▸ **Objective**: Your copy of the material below should match it exactly, except that it holds no pictures.

▸ **Supplied material**:
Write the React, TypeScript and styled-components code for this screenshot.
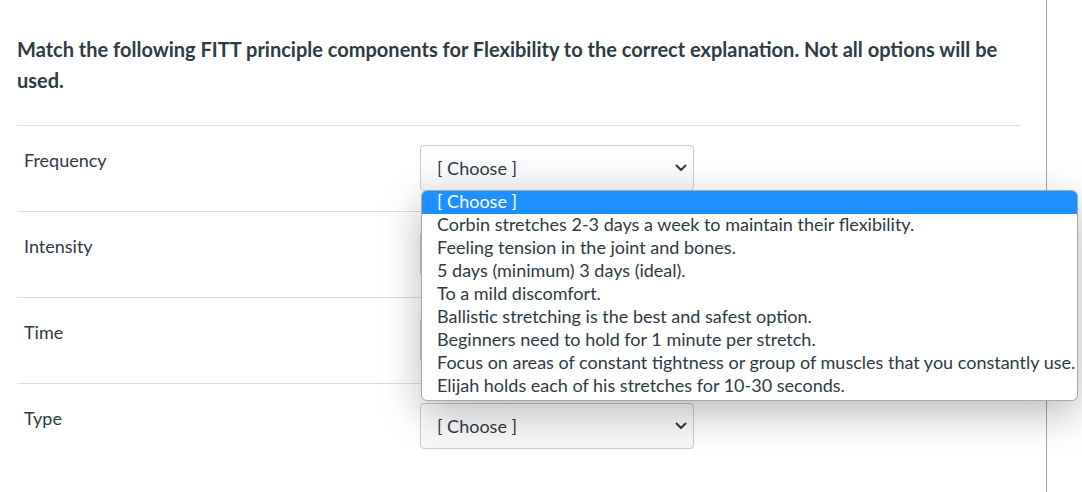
import * as React from 'react';
import styled, { createGlobalStyle } from 'styled-components';

const GlobalStyle = createGlobalStyle`
    body{
        margin: 0;
        background: #fff;
        font-family: Lato, "Open Sans", "Liberation Sans", sans-serif;
        color: #2d3b45;
    }
`;

const Page = styled.div`
    width: 1046px;
    min-height: 492px;
    border-right: 1px solid #a8a8a8;
`;

const Question = styled.div`
    padding: 34px 26px 0 17px;
    .question-text{
        margin: 0 0 29px 0;
        font-size: 20px;
        line-height: 31px;
        font-weight: 700;
    }
`;

const AnswerList = styled.div`
    margin-right: 0;
`;

const Row = styled.div`
    display: flex;
    align-items: flex-start;
    border-top: 1px solid #dadddf;
    padding: 19px 0 20px 7px;
    height: 46px;
`;

const Label = styled.div`
    width: 396px;
    flex: 0 0 396px;
    font-size: 18px;
    line-height: 26px;
    padding-top: 2px;
`;

const SelectWrap = styled.div`
    position: relative;
`;

const SelectBox = styled.div`
    box-sizing: border-box;
    width: 274px;
    height: 46px;
    border: 1px solid #c7cdd1;
    border-radius: 4px;
    background: linear-gradient(#fff, #f7f7f7);
    display: flex;
    align-items: center;
    justify-content: space-between;
    padding: 0 6px 0 16px;
    font-size: 18px;
    color: #2d3b45;
`;

const Chevron = () => (
    <svg width="12" height="8" viewBox="0 0 12 8">
        <path d="M1.5 1.5 L6 6 L10.5 1.5" fill="none" stroke="#2d3b45" strokeWidth="2" strokeLinecap="round" strokeLinejoin="round" />
    </svg>
);

const Dropdown = styled.ul`
    position: absolute;
    top: 45px;
    left: 1px;
    z-index: 10;
    box-sizing: border-box;
    width: 657px;
    margin: 0;
    padding: 0 0 2px 0;
    list-style: none;
    background: #fff;
    border: 1px solid #a9a9a9;
    border-radius: 6px;
    overflow: hidden;
    box-shadow: 0 12px 40px rgba(0,0,0,0.28);
`;

const Option = styled.li<{ $active?: boolean }>`
    height: 23px;
    line-height: 21px;
    padding-left: 15px;
    font-size: 18px;
    white-space: nowrap;
    background: ${p => p.$active ? '#1e90ff' : 'transparent'};
    color: ${p => p.$active ? '#fff' : '#2d3b45'};
`;

const labels = ['Frequency', 'Intensity', 'Time', 'Type'];

const options = [
    '[ Choose ]',
    'Corbin stretches 2-3 days a week to maintain their flexibility.',
    'Feeling tension in the joint and bones.',
    '5 days (minimum) 3 days (ideal).',
    'To a mild discomfort.',
    'Ballistic stretching is the best and safest option.',
    'Beginners need to hold for 1 minute per stretch.',
    'Focus on areas of constant tightness or group of muscles that you constantly use.',
    'Elijah holds each of his stretches for 10-30 seconds.',
];

function App() {
    return (
        <Page>
            <GlobalStyle />
            <Question>
                <p className='question-text'>
                    Match the following FITT principle components for Flexibility to the correct explanation. Not all options will be used.
                </p>
                <AnswerList>
                    {labels.map((label, index) => (
                        <Row key={label}>
                            <Label>{label}</Label>
                            <SelectWrap>
                                <SelectBox>
                                    <span>[ Choose ]</span>
                                    <Chevron />
                                </SelectBox>
                                {
                                    index === 0
                                    &&
                                    <Dropdown>
                                        {options.map((opt, i) => (
                                            <Option key={i} $active={i === 0}>{opt}</Option>
                                        ))}
                                    </Dropdown>
                                }
                            </SelectWrap>
                        </Row>
                    ))}
                </AnswerList>
            </Question>
        </Page>
    );
}

export default App;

▸ **Exercise solution**:
Write the React, TypeScript and styled-components code for this screenshot.
import * as React from 'react';
import styled, { createGlobalStyle } from 'styled-components';

const GlobalStyle = createGlobalStyle`
    body{
        margin: 0;
        background: #fff;
        font-family: Lato, "Open Sans", "Liberation Sans", sans-serif;
        color: #2d3b45;
    }
`;

const Page = styled.div`
    width: 1046px;
    min-height: 492px;
    border-right: 1px solid #a8a8a8;
`;

const Question = styled.div`
    padding: 34px 26px 0 17px;
    .question-text{
        margin: 0 0 29px 0;
        font-size: 20px;
        line-height: 31px;
        font-weight: 700;
    }
`;

const AnswerList = styled.div`
    margin-right: 0;
`;

const Row = styled.div`
    display: flex;
    align-items: flex-start;
    border-top: 1px solid #dadddf;
    padding: 19px 0 20px 7px;
    height: 46px;
`;

const Label = styled.div`
    width: 396px;
    flex: 0 0 396px;
    font-size: 18px;
    line-height: 26px;
    padding-top: 2px;
`;

const SelectWrap = styled.div`
    position: relative;
`;

const SelectBox = styled.div`
    box-sizing: border-box;
    width: 274px;
    height: 46px;
    border: 1px solid #c7cdd1;
    border-radius: 4px;
    background: linear-gradient(#fff, #f7f7f7);
    display: flex;
    align-items: center;
    justify-content: space-between;
    padding: 0 6px 0 16px;
    font-size: 18px;
    color: #2d3b45;
`;

const Chevron = () => (
    <svg width="12" height="8" viewBox="0 0 12 8">
        <path d="M1.5 1.5 L6 6 L10.5 1.5" fill="none" stroke="#2d3b45" strokeWidth="2" strokeLinecap="round" strokeLinejoin="round" />
    </svg>
);

const Dropdown = styled.ul`
    position: absolute;
    top: 45px;
    left: 1px;
    z-index: 10;
    box-sizing: border-box;
    width: 657px;
    margin: 0;
    padding: 0 0 2px 0;
    list-style: none;
    background: #fff;
    border: 1px solid #a9a9a9;
    border-radius: 6px;
    overflow: hidden;
    box-shadow: 0 12px 40px rgba(0,0,0,0.28);
`;

const Option = styled.li<{ $active?: boolean }>`
    height: 23px;
    line-height: 21px;
    padding-left: 15px;
    font-size: 18px;
    white-space: nowrap;
    background: ${p => p.$active ? '#1e90ff' : 'transparent'};
    color: ${p => p.$active ? '#fff' : '#2d3b45'};
`;

const labels = ['Frequency', 'Intensity', 'Time', 'Type'];

const options = [
    '[ Choose ]',
    'Corbin stretches 2-3 days a week to maintain their flexibility.',
    'Feeling tension in the joint and bones.',
    '5 days (minimum) 3 days (ideal).',
    'To a mild discomfort.',
    'Ballistic stretching is the best and safest option.',
    'Beginners need to hold for 1 minute per stretch.',
    'Focus on areas of constant tightness or group of muscles that you constantly use.',
    'Elijah holds each of his stretches for 10-30 seconds.',
];

function App() {
    return (
        <Page>
            <GlobalStyle />
            <Question>
                <p className='question-text'>
                    Match the following FITT principle components for Flexibility to the correct explanation. Not all options will be used.
                </p>
                <AnswerList>
                    {labels.map((label, index) => (
                        <Row key={label}>
                            <Label>{label}</Label>
                            <SelectWrap>
                                <SelectBox>
                                    <span>[ Choose ]</span>
                                    <Chevron />
                                </SelectBox>
                                {
                                    index === 0
                                    &&
                                    <Dropdown>
                                        {options.map((opt, i) => (
                                            <Option key={i} $active={i === 0}>{opt}</Option>
                                        ))}
                                    </Dropdown>
                                }
                            </SelectWrap>
                        </Row>
                    ))}
                </AnswerList>
            </Question>
        </Page>
    );
}

export default App;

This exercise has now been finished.